Please join me Sunday, August 23, from 1-3pm at the Pavilion (a rain-out make up date from 8/16).
Wow – This has been one crazy year – both for the world and at the farm! I think we all have settled into our “farm routine” for this growing season – but it is a vastly different routine from previous years! At least for me. And as I take a step back to consider the differences, I of course think of the things I am missing at the farm.
Sorrel! I miss the Sorrel! I love that “lemon lettuce”!

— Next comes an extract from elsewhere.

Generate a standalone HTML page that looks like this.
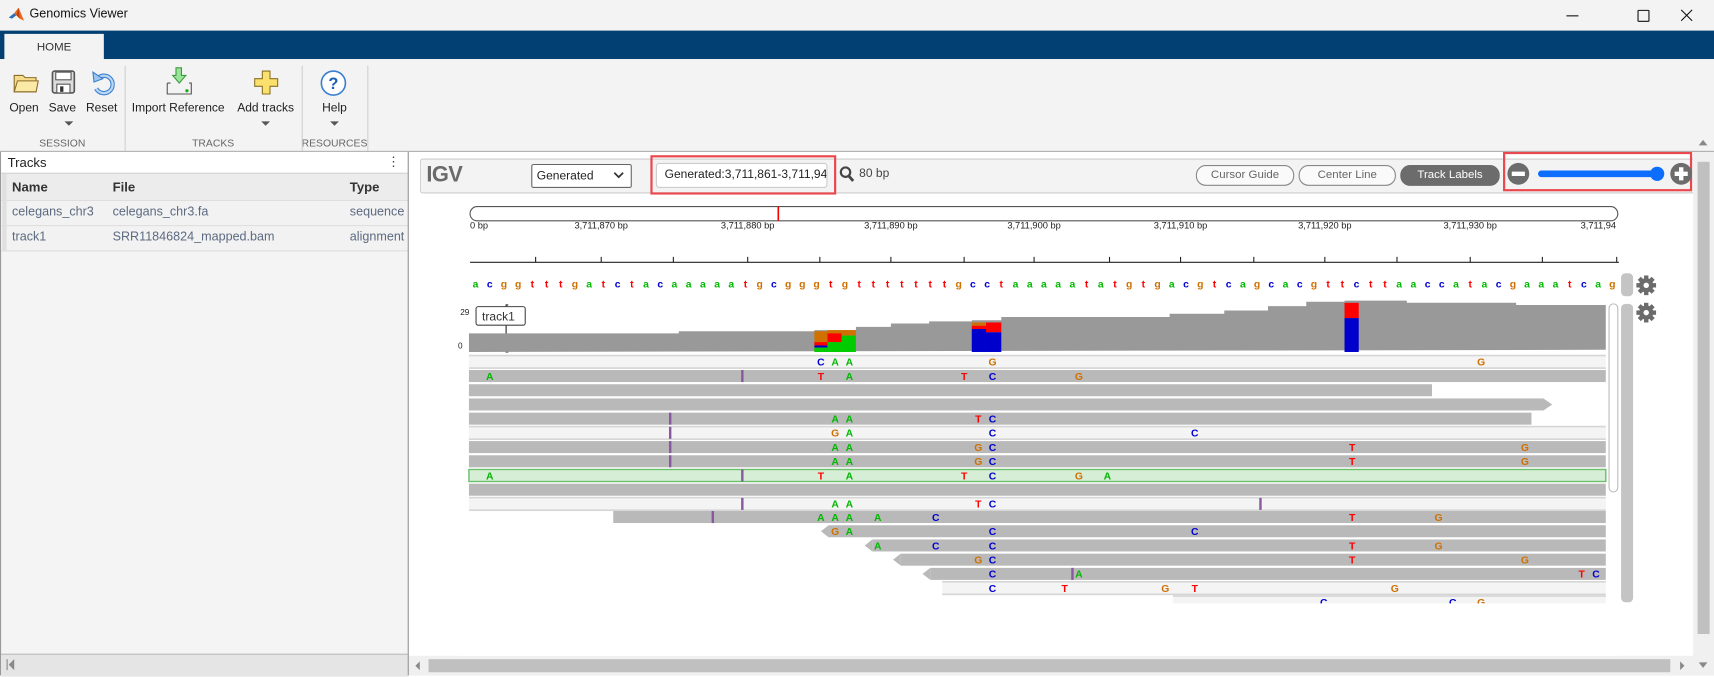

I also miss the “community” part of the CSA – the talking in the pick-up room as we patiently wait to weigh out our share. Passing the time while doing the U-Pick by talking to other members. And the potlucks - YUM! (We have some excellent cooks at the farm!!!) I miss you guys – the other farm members that I felt a camaraderie with as we all attempted to find creative ways to use our plentiful shares of produce. I understand – with the current state of things, people are giving each other space – lots of space – thank you. But, still- I miss the community!
So let’s have a workshop!
If you have been a member, prior to this year, you probably remember that I usually run a “Now What” workshop at the start of the season. This year, I want to add a twist – since we are already 10 weeks into the season, I also want my fellow members to contribute what they have done with their shares. Successes, Disasters (we learn from our mistakes!), Misadventures! Are you stuck in a rut and do the same thing with certain vegetable?
I will also be talking about using a dehydrator, since that always seems to be a popular topic!
Please bring a notepad and pen or pencil to take notes!
Please Join me Sunday, August 23, from 1-3 at the Pavilion.